Effects of falling prices in the housing market

A fall in house prices is usually given prominence in the front pages of the press. This is because the housing market and house prices are often seen as the barometer to the state of the economy. If house prices fall, people tend to believe the economy is falling as well. Here, we examine the real effects of falling prices in the housing market.

Negative effect of falling house prices

Generally, a fall in house prices reduces equity withdrawal, which leads to reduced consumer spending and consequently low economic growth. This negative multiplier effect can cause a full blown recession. In the recessions of 1991-92 and 2007-2008, for example, falling house prices were factors that led recession although other factors such as government spending and investment also contributed to the economic meltdown.

Positive effect of falling house prices

In addition to falling housing market reducing the wealth of home owners, equity withdrawal and consumer spending, the fall also reduces inflationary pressure in the economy. When inflation pressure in the economy falls, creditors and mortgage lenders often reduce the interest rates on loans.
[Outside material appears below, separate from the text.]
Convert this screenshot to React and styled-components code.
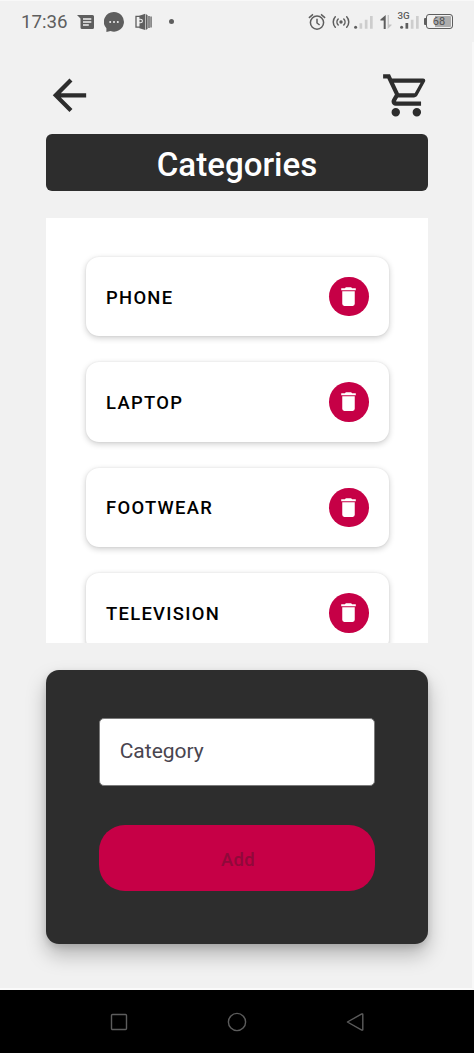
import React from 'react'
import styled, { createGlobalStyle } from 'styled-components'

const categories = ['Phone', 'Laptop', 'Footwear', 'Television']

function StatusBar() {
    return (
        <StatusContainer>
            <StatusSide>
                <Clock>17:36</Clock>
                <StatusIcon width="17" height="18" viewBox="0 0 17 18" $gap={9}>
                    <path fill="#5e5e5e" d="M0 2H15.5Q17 2 17 3.5V14.5Q17 16 15.5 16H5Q3.5 16 3.5 14.5V5.5Z" />
                    <path stroke="#f1f1f1" strokeWidth="1.3" d="M6 6H14.3M6 9H14.3M6 12H11.8" />
                </StatusIcon>
                <StatusIcon width="20" height="20" viewBox="0 0 20 20" $gap={10.5}>
                    <path fill="#5e5e5e" d="M10 0A10 9.8 0 1 1 6.5 19L2.4 19.9V16.3A10 9.8 0 0 1 10 0Z" />
                    <circle cx="6.2" cy="10" r="1" fill="#f1f1f1" />
                    <circle cx="10" cy="10" r="1" fill="#f1f1f1" />
                    <circle cx="13.8" cy="10" r="1" fill="#f1f1f1" />
                </StatusIcon>
                <StatusIcon width="17" height="18" viewBox="0 0 17 18" $gap={10.5}>
                    <path fill="#5e5e5e" d="M4.4 2.8L10.2 .8V17L4.4 15.2Z" />
                    <path fill="none" stroke="#5e5e5e" strokeWidth="1.3" d="M5.5 3.3H1V14.2H5" />
                    <path fill="none" stroke="#f1f1f1" strokeWidth="1.1" d="M3.6 13V6.2H5.4Q7.4 6.2 7.4 8Q7.4 9.8 5.4 9.8H4" />
                    <path fill="#5e5e5e" d="M10.8 1L12.6 2.2V15.7L10.8 17ZM13.3 3H14.7V15H13.3ZM15.4 3.6H16.7V14.4H15.4Z" />
                </StatusIcon>
                <Dot />
            </StatusSide>
            <StatusSide>
                <StatusIcon width="18" height="18" viewBox="0 0 18 18" $gap={0}>
                    <g fill="none" stroke="#5e5e5e" strokeWidth="1.5">
                        <circle cx="9" cy="9.6" r="6.6" />
                        <path d="M9 5.8V10L11.6 12M.9 4.8L5 1.4M17.1 4.8L13 1.4" />
                    </g>
                </StatusIcon>
                <StatusIcon width="18" height="14" viewBox="0 0 18 14" $gap={6}>
                    <g fill="none" stroke="#5e5e5e" strokeWidth="1.5" strokeLinecap="round">
                        <path d="M6.2 4A4.3 4.3 0 0 0 6.2 10M11.8 4A4.3 4.3 0 0 1 11.8 10M3.3 1.8A7.6 7.6 0 0 0 3.3 12.2M14.7 1.8A7.6 7.6 0 0 1 14.7 12.2" />
                    </g>
                    <circle cx="9" cy="7" r="1.7" fill="#5e5e5e" />
                </StatusIcon>
                <StatusIcon width="19" height="16" viewBox="0 0 19 16" $gap={4.5}>
                    <circle cx="1.6" cy="13.3" r="1.5" fill="#5e5e5e" />
                    <path fill="#cdcdcd" d="M5.5 9.3H8.2V14.7H5.5ZM10.8 5.7H13.5V14.7H10.8ZM16 2H18.7V14.7H16Z" />
                </StatusIcon>
                <StatusIcon width="12" height="18" viewBox="0 0 12 18" $gap={7}>
                    <path fill="#5e5e5e" d="M5.7 2V16H3.7V7.4H.4V6.4Z" />
                    <path fill="#c4c4c4" d="M7.6 2H8.9V11.5H11.6V12.3L7.6 16Z" />
                </StatusIcon>
                <Network>
                    <NetworkLabel>3G</NetworkLabel>
                    <StatusIcon width="19" height="16" viewBox="0 0 19 16" $gap={0}>
                        <circle cx="1.6" cy="13.3" r="1.5" fill="#5e5e5e" />
                        <path fill="#5e5e5e" d="M5.5 9H8.2V14.7H5.5Z" />
                        <path fill="#cdcdcd" d="M10.8 5.7H13.5V14.7H10.8ZM16 2H18.7V14.7H16Z" />
                    </StatusIcon>
                </Network>
                <Battery>
                    <BatteryBody>68</BatteryBody>
                </Battery>
            </StatusSide>
        </StatusContainer>
    )
}

function TrashIcon() {
    return (
        <svg width="25" height="25" viewBox="0 0 24 24" fill="#fff">
            <path d="M19,4H15.5L14.5,3H9.5L8.5,4H5V6H19M6,19A2,2 0 0,0 8,21H16A2,2 0 0,0 18,19V7H6V19Z" />
        </svg>
    )
}

function App() {
    return (
        <Container>
            <GlobalStyle />
            <StatusBar />
            <Screen>
                <Header>
                    <svg width="50.6" height="50.6" viewBox="0 0 24 24" fill="#2d2d2d">
                        <path d="M20,11V13H8L13.5,18.5L12.08,19.92L4.16,12L12.08,4.08L13.5,5.5L8,11H20Z" />
                    </svg>
                    <svg width="50.6" height="50.6" viewBox="0 0 24 24" fill="#2d2d2d">
                        <path d="M17,18A2,2 0 0,1 19,20A2,2 0 0,1 17,22C15.89,22 15,21.1 15,20C15,18.89 15.89,18 17,18M1,2H4.27L5.21,4H20A1,1 0 0,1 21,5C21,5.17 20.95,5.34 20.88,5.5L17.3,11.97C16.96,12.58 16.3,13 15.55,13H8.1L7.2,14.63L7.17,14.75A0.25,0.25 0 0,0 7.42,15H19V17H7C5.89,17 5,16.1 5,15C5,14.65 5.09,14.32 5.24,14.04L6.6,11.59L3,4H1V2M7,18A2,2 0 0,1 9,20A2,2 0 0,1 7,22C5.89,22 5,21.1 5,20C5,18.89 5.89,18 7,18M16,11L18.78,6H6.14L8.5,11H16Z" />
                    </svg>
                </Header>
                <Title>Categories</Title>
                <List>
                    {categories.map((name) => (
                        <Card key={name}>
                            <CardName>{name}</CardName>
                            <DeleteButton aria-label="Delete">
                                <TrashIcon />
                            </DeleteButton>
                        </Card>
                    ))}
                </List>
                <Form>
                    <Input placeholder="Category" />
                    <AddButton disabled>Add</AddButton>
                </Form>
            </Screen>
            <NavBar>
                <svg width="20" height="20" viewBox="0 0 20 20">
                    <rect x="2.5" y="2.5" width="15" height="15" rx="1" />
                </svg>
                <svg width="20" height="20" viewBox="0 0 20 20">
                    <circle cx="10" cy="10" r="8.6" />
                </svg>
                <svg width="20" height="20" viewBox="0 0 20 20">
                    <path strokeLinejoin="round" d="M2.4 10L16.8 1.9Q17.8 1.6 17.8 2.6V17.4Q17.8 18.4 16.8 18.1Z" />
                </svg>
            </NavBar>
        </Container>
    )
}

export default App

const GlobalStyle = createGlobalStyle`
* {
    box-sizing: border-box;
}
body {
    margin: 0;
    background: #f1f1f1;
    font-family: Roboto, sans-serif;
}
svg {
    display: block;
    flex-shrink: 0;
}
`;

const Container = styled.div`
width: 474px;
height: 1053px;
display: flex;
flex-direction: column;
overflow: hidden;
background: #f1f1f1;
`;

const StatusContainer = styled.div`
height: 42px;
flex-shrink: 0;
display: flex;
justify-content: space-between;
padding: 0 21.5px 0 21px;
border-top: 1px solid #f8f8f8;
`;

const StatusSide = styled.div`
display: flex;
align-items: center;
`;

const StatusIcon = styled.svg`
margin-left: ${({ $gap }) => $gap}px;
`;

const Clock = styled.span`
font-size: 18.7px;
color: #5e5e5e;
line-height: 22px;
padding-top: 1px;
`;

const Dot = styled.div`
width: 5px;
height: 5px;
margin-left: 17px;
border-radius: 50%;
background: #5e5e5e;
`;

const Network = styled.div`
position: relative;
margin-left: 8px;
`;

const NetworkLabel = styled.span`
position: absolute;
left: -2.5px;
top: -2.8px;
font-size: 9.8px;
font-weight: 500;
line-height: 9px;
color: #5e5e5e;
`;

const Battery = styled.div`
display: flex;
align-items: center;
margin-left: 4.5px;

&::before {
    content: '';
    width: 2px;
    height: 7px;
    background: #5e5e5e;
    border-radius: 1px 0 0 1px;
}
`;

const BatteryBody = styled.div`
width: 27px;
height: 15px;
border: 1px solid #5e5e5e;
border-radius: 3px;
box-shadow: inset 0 0 0 1px #f1f1f1;
background: linear-gradient(90deg, #f1f1f1 32%, #adadad 32%);
color: #505050;
font-size: 11px;
line-height: 14px;
text-align: center;
`;

const Screen = styled.div`
flex: 1;
display: flex;
flex-direction: column;
padding: 27.5px 44px 0 46px;
border-right: 2px solid #f8f8f8;
border-bottom: 2px solid #fafafa;
`;

const Header = styled.div`
display: flex;
justify-content: space-between;
flex-shrink: 0;
height: 64.8px;
margin: 0 -3.4px 0 -2.2px;
`;

const Title = styled.div`
height: 57.2px;
flex-shrink: 0;
border-radius: 6px;
background: #2d2d2d;
color: #fff;
font-size: 33.1px;
font-weight: 500;
line-height: 61px;
text-align: center;
`;

const List = styled.div`
display: flex;
flex-direction: column;
gap: 26.2px;
height: 425.5px;
flex-shrink: 0;
margin-top: 26.5px;
padding: 39px 39.5px 0;
background: #fff;
overflow: hidden;
`;

const Card = styled.div`
display: flex;
flex-shrink: 0;
align-items: center;
justify-content: space-between;
height: 79.2px;
padding: 0 20px 0 20.5px;
border-radius: 13px;
background: #fff;
box-shadow: 0 2px 6px rgba(0, 0, 0, 0.2), 0 0 2px rgba(0, 0, 0, 0.08);
`;

const CardName = styled.span`
font-size: 18.4px;
font-weight: 500;
letter-spacing: 1.3px;
text-transform: uppercase;
padding-top: 1px;
color: #000;
`;

const DeleteButton = styled.button`
display: flex;
align-items: center;
justify-content: center;
width: 39.6px;
height: 39.6px;
padding: 0;
border: none;
border-radius: 50%;
background: #c60046;
`;

const Form = styled.div`
display: flex;
flex-direction: column;
flex-shrink: 0;
gap: 39.3px;
height: 274px;
margin-top: 26.5px;
padding: 47.7px 52.7px 0;
border-radius: 13px;
background: #2d2d2d;
box-shadow: 0 11px 20px rgba(0, 0, 0, 0.25), 0 3px 7px rgba(0, 0, 0, 0.12);
`;

const Input = styled.input`
height: 68px;
padding: 0 20px 1px;
border: 1px solid #7b7b7b;
border-radius: 5px;
background: #fff;
font-family: inherit;
font-size: 21px;
outline: none;

&::placeholder {
    color: #49454f;
    opacity: 1;
}
`;

const AddButton = styled.button`
height: 66px;
border: none;
border-radius: 26px;
background: #c60046;
color: #90093a;
font-family: inherit;
font-size: 18.4px;
font-weight: 500;
letter-spacing: 0.3px;
padding: 3px 0 0 2px;
`;

const NavBar = styled.div`
height: 63px;
flex-shrink: 0;
display: flex;
align-items: center;
justify-content: space-between;
padding: 0 109px 0 108.5px;
background: #000;

svg {
    fill: none;
    stroke: #5c5c5c;
    stroke-width: 1.4;
}
`;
This is usually good news for people with high mortgage repayments because it means their loan repayment interests also fall.

Moreover, when mortgage interest rates fall buying a house suddenly becomes attractive and within the reach of more people. This is because house price to earnings ratio improves when house prices fall and there is an extended period of flat house prices. First time buyers who previously would have struggled to buy a house are able to take mortgages and meet their mortgage repayments easily.

Bottom line

A fall in house prices and housing market makes buying more realistic and is actually beneficial for homeowners who have no need to sell their house or remortgage. However, a drastic fall in the housing market can be detrimental to the national economy. Ultimately, therefore, the impact of falling house prices depends on the severity of the fall. A fall of between one and two percent is not too serious, but a fall of 10% would probably cause more harm than good.